Deval Patrick, the man who wound up in her job, had in fact worked closely with Guinier in a myriad of projects, though he had written less and expressed fewer controversial views. On his watch, the course of civil-rights enforcement—including an embarrassing double reversal of the administration’s position in the case of the Piscataway, New Jersey, schoolteacher who was fired solely because her skin color was white—was little different from what one supposes it would have been under Guinier. And as for Bill Lann Lee, Patrick’s designated successor, he is well-known for his support of quota-style affirmative action.
The demise of Lani Guinier’s nomination, in other words, did little to move us toward a color-blind America, or toward a conception of civil rights centered on individuals rather than groups. Nor, it is clear, has she herself reconsidered—much less repented of—the views that led to her defeat. And why should she? After all, she is hardly alone.
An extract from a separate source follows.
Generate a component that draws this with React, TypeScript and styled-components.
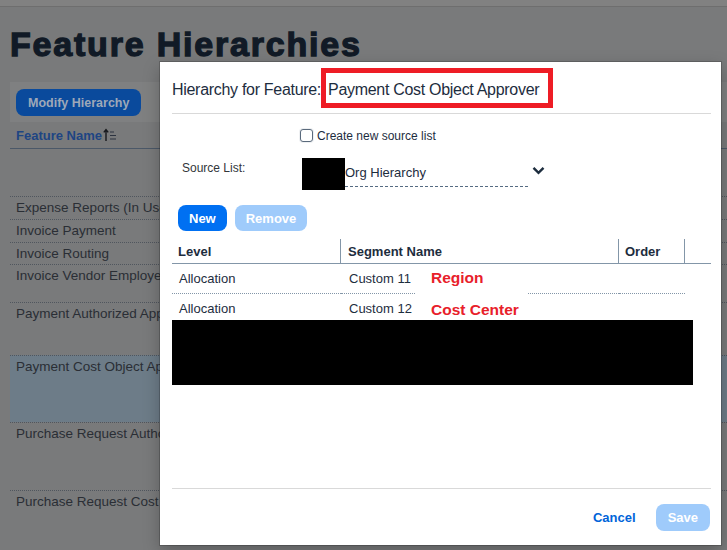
import styled, { createGlobalStyle } from "styled-components";

const GlobalStyle = createGlobalStyle`
  html, body {
    margin: 0;
    padding: 0;
    background: #797a7b;
  }
  body {
    font-family: "Liberation Sans", Arial, sans-serif;
    overflow: hidden;
  }
`;

// background page (already dimmed by the dialog backdrop)
const features = [
  { name: "Expense Reports (In Use)", height: 23 },
  { name: "Invoice Payment", height: 23 },
  { name: "Invoice Routing", height: 22 },
  { name: "Invoice Vendor Employee", height: 38 },
  { name: "Payment Authorized Approver", height: 53 },
  { name: "Payment Cost Object Approver", height: 67, selected: true },
  { name: "Purchase Request Authorized Approver", height: 68 },
  { name: "Purchase Request Cost Object Approver", height: 60 },
];

const segments = [
  { level: "Allocation", name: "Custom 11", note: "Region", masked: true },
  { level: "Allocation", name: "Custom 12", note: "Cost Center", masked: false },
  { level: "", name: "", note: "", masked: false },
  { level: "", name: "", note: "", masked: false },
];

const Screen = styled.div`
  position: relative;
  width: 727px;
  height: 550px;
  overflow: hidden;
  background: #797a7b;
`;

const TopStrip = styled.div`
  height: 6px;
  background: #818181;
  border-bottom: 1px solid #6e6e6e;
`;

const Page = styled.div`
  padding-left: 10px;
`;

const Title = styled.h1`
  margin: 15px 0 0 0;
  font-size: 34px;
  line-height: 44px;
  font-weight: 700;
  color: #111a26;
  -webkit-text-stroke: 1.3px #111a26;
  letter-spacing: 1.8px;
`;

const Toolbar = styled.div`
  margin-top: 16px;
  height: 40px;
  box-sizing: border-box;
  padding: 7px 6px;
  background: #7f8081;
`;

const ModifyButton = styled.button`
  height: 27px;
  padding: 0 12px;
  border: none;
  border-radius: 8px;
  background: #0a4a9c;
  color: #9ea8b8;
  font-family: inherit;
  font-size: 12.5px;
  font-weight: 700;
`;

const ListHeader = styled.div`
  height: 26px;
  display: flex;
  align-items: center;
  padding-left: 6px;
  border-bottom: 1px solid #4b5868;
  color: #1e4583;
  font-size: 13px;
  font-weight: 700;
`;

const SortIcon = () => (
  <svg width="14" height="14" viewBox="0 0 14 14" style={{ marginLeft: 1 }}>
    <path d="M3 13V2M0.8 4.4L3 1.6L5.2 4.4" stroke="#17191d" strokeWidth="1.4" fill="none" />
    <path d="M7 4h4M7 7.5h6M7 11h6" stroke="#2c3340" strokeWidth="1.2" />
  </svg>
);

const ListSpacer = styled.div`
  height: 47px;
`;

const ListRow = styled.div<{ $h: number; $selected?: boolean }>`
  height: ${(p) => p.$h}px;
  box-sizing: border-box;
  border-top: 1px dotted #50565e;
  padding: 3px 0 0 6px;
  background: ${(p) => (p.$selected ? "#6d7c88" : "transparent")};
  color: #2a2e35;
  font-size: 13.5px;
  line-height: 16px;
  white-space: nowrap;
`;

// dialog
const Dialog = styled.div`
  position: absolute;
  left: 160px;
  top: 62px;
  width: 561px;
  height: 483px;
  background: #ffffff;
  box-shadow: 0 0 0 1px rgba(0, 0, 0, 0.18), 0 6px 16px rgba(0, 0, 0, 0.25);
  display: flex;
  flex-direction: column;
  color: #1d2d3e;
`;

const DialogHeader = styled.div`
  height: 51px;
  display: flex;
  align-items: center;
  padding-left: 12px;
  font-size: 16px;
  letter-spacing: -0.3px;
  white-space: nowrap;
`;

const HeaderText = styled.span`
  padding-top: 5px;
`;

const Marked = styled.span`
  display: inline-flex;
  align-items: center;
  height: 40px;
  box-sizing: border-box;
  padding: 5px 9px 0 2px;
  border: 5px solid #ee1c25;
`;

const Divider = styled.div`
  height: 1px;
  margin: 0 10px 0 12px;
  background: #d9d9d9;
`;

const Body = styled.div`
  flex: 1;
  padding: 0 10px 0 12px;
`;

const CheckRow = styled.label`
  display: flex;
  align-items: center;
  gap: 4px;
  margin-top: 14px;
  padding-left: 128px;
  height: 15px;
  font-size: 12px;
`;

const CheckBox = styled.span`
  width: 13px;
  height: 13px;
  box-sizing: border-box;
  border: 1px solid #5a6a7c;
  border-radius: 3px;
  background: #fff;
  box-shadow: 0 0 0 1px #eef0f2;
`;

const SourceRow = styled.div`
  display: grid;
  grid-template-columns: 128px 1fr;
  margin-top: 15px;
  height: 32px;
`;

const FieldLabel = styled.div`
  padding: 3px 0 0 10px;
  font-size: 12px;
  line-height: 14px;
  color: #32363a;
`;

const Field = styled.div`
  display: flex;
  align-items: flex-start;
  padding-left: 2px;
`;

const Redacted = styled.div<{ $w: number; $h: number }>`
  width: ${(p) => p.$w}px;
  height: ${(p) => p.$h}px;
  background: #000;
`;

const SelectValue = styled.div`
  width: 183px;
  height: 28px;
  display: flex;
  align-items: center;
  border-bottom: 1px dashed #556b82;
  font-size: 13px;
`;

const Chevron = () => (
  <svg width="13" height="9" viewBox="0 0 13 9" style={{ marginLeft: 4, marginTop: 8 }}>
    <path d="M1.5 1.8L6.5 6.8L11.5 1.8" stroke="#1d2d3e" strokeWidth="2.4" fill="none" />
  </svg>
);

const ButtonRow = styled.div`
  display: flex;
  gap: 8px;
  margin-top: 15px;
  padding-left: 6px;
`;

const Button = styled.button<{ $disabled?: boolean }>`
  height: 26px;
  padding: 0 11px;
  border: none;
  border-radius: 8px;
  background: ${(p) => (p.$disabled ? "#9fcbfb" : "#0070f2")};
  color: #ffffff;
  font-family: inherit;
  font-size: 13px;
  font-weight: 700;
`;

const Table = styled.div`
  margin-top: 8px;
`;

const cols = "169px 278px 66px 26px";

const HeadRow = styled.div`
  display: grid;
  grid-template-columns: ${cols};
  height: 25px;
  box-sizing: border-box;
  border-bottom: 1px solid #8396a8;
`;

const HeadCell = styled.div<{ $sep?: boolean; $pad: number }>`
  display: flex;
  align-items: center;
  padding-left: ${(p) => p.$pad}px;
  border-right: ${(p) => (p.$sep ? "1px solid #8396a8" : "none")};
  font-size: 13px;
  font-weight: 700;
`;

const TableBody = styled.div`
  position: relative;
`;

const Row = styled.div`
  display: grid;
  grid-template-columns: ${cols};
  height: 30px;
`;

const Cell = styled.div<{ $line?: boolean; $pad: number }>`
  position: relative;
  display: flex;
  align-items: center;
  box-sizing: border-box;
  padding-left: ${(p) => p.$pad}px;
  border-bottom: ${(p) => (p.$line ? "1px dotted #8396a8" : "none")};
  font-size: 13px;
`;

// red notes written over the table, the first one blanks out part of the row line
const Note = styled.span<{ $masked: boolean }>`
  position: absolute;
  left: 75px;
  top: ${(p) => (p.$masked ? "0" : "2px")};
  height: 31px;
  box-sizing: border-box;
  display: flex;
  align-items: center;
  padding: 0 44px 3px 15px;
  background: ${(p) => (p.$masked ? "#fff" : "transparent")};
  color: #e8202a;
  font-size: 15.5px;
  font-weight: 700;
`;

const RowsMask = styled.div`
  position: absolute;
  left: 0;
  top: 56px;
  width: 521px;
  height: 65px;
  background: #000;
`;

const Footer = styled.div`
  display: flex;
  justify-content: flex-end;
  align-items: center;
  gap: 20px;
  padding: 15px 11px 14px 0;
`;

const TextButton = styled.button`
  border: none;
  background: none;
  padding: 0;
  color: #0064d9;
  font-family: inherit;
  font-size: 13px;
  font-weight: 700;
`;

const SaveButton = styled(Button)`
  height: 27px;
  padding: 0 12px;
`;

const App = () => {
  return (
    <>
      <GlobalStyle />
      <Screen>
        <TopStrip />
        <Page>
          <Title>Feature Hierarchies</Title>
          <Toolbar>
            <ModifyButton>Modify Hierarchy</ModifyButton>
          </Toolbar>
          <ListHeader>
            Feature Name
            <SortIcon />
          </ListHeader>
          <ListSpacer />
          {features.map((f) => (
            <ListRow key={f.name} $h={f.height} $selected={f.selected}>
              {f.name}
            </ListRow>
          ))}
        </Page>

        <Dialog>
          <DialogHeader>
            <HeaderText>Hierarchy for Feature:</HeaderText>
            <Marked>Payment Cost Object Approver</Marked>
          </DialogHeader>
          <Divider />
          <Body>
            <CheckRow>
              <CheckBox />
              Create new source list
            </CheckRow>
            <SourceRow>
              <FieldLabel>Source List:</FieldLabel>
              <Field>
                <Redacted $w={43} $h={32} />
                <SelectValue>Org Hierarchy</SelectValue>
                <Chevron />
              </Field>
            </SourceRow>
            <ButtonRow>
              <Button>New</Button>
              <Button $disabled>Remove</Button>
            </ButtonRow>
            <Table>
              <HeadRow>
                <HeadCell $sep $pad={6}>Level</HeadCell>
                <HeadCell $sep $pad={7}>Segment Name</HeadCell>
                <HeadCell $sep $pad={6}>Order</HeadCell>
                <HeadCell $pad={0} />
              </HeadRow>
              <TableBody>
                {segments.map((s, i) => (
                  <Row key={i}>
                    <Cell $line $pad={7}>{s.level}</Cell>
                    <Cell $line $pad={8}>
                      {s.name}
                      {s.note && <Note $masked={s.masked}>{s.note}</Note>}
                    </Cell>
                    <Cell $line $pad={6} />
                    <Cell $pad={0} />
                  </Row>
                ))}
                <RowsMask />
              </TableBody>
            </Table>
          </Body>
          <Divider />
          <Footer>
            <TextButton>Cancel</TextButton>
            <SaveButton $disabled>Save</SaveButton>
          </Footer>
        </Dialog>
      </Screen>
    </>
  );
};

export default App;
Those ideas, though expressed perhaps less radically, remain influential in law-school lecture halls, in the grant decisions of giant foundations, in the personnel offices of major corporations, and in the cubbyholes of Washington.
But that is why even the boring stretches of Guinier’s book, when she is not vividly describing how her friend the President stabbed her in the back, warrant attention. Although she is profoundly wrong about nearly everything, we ignore her at our peril.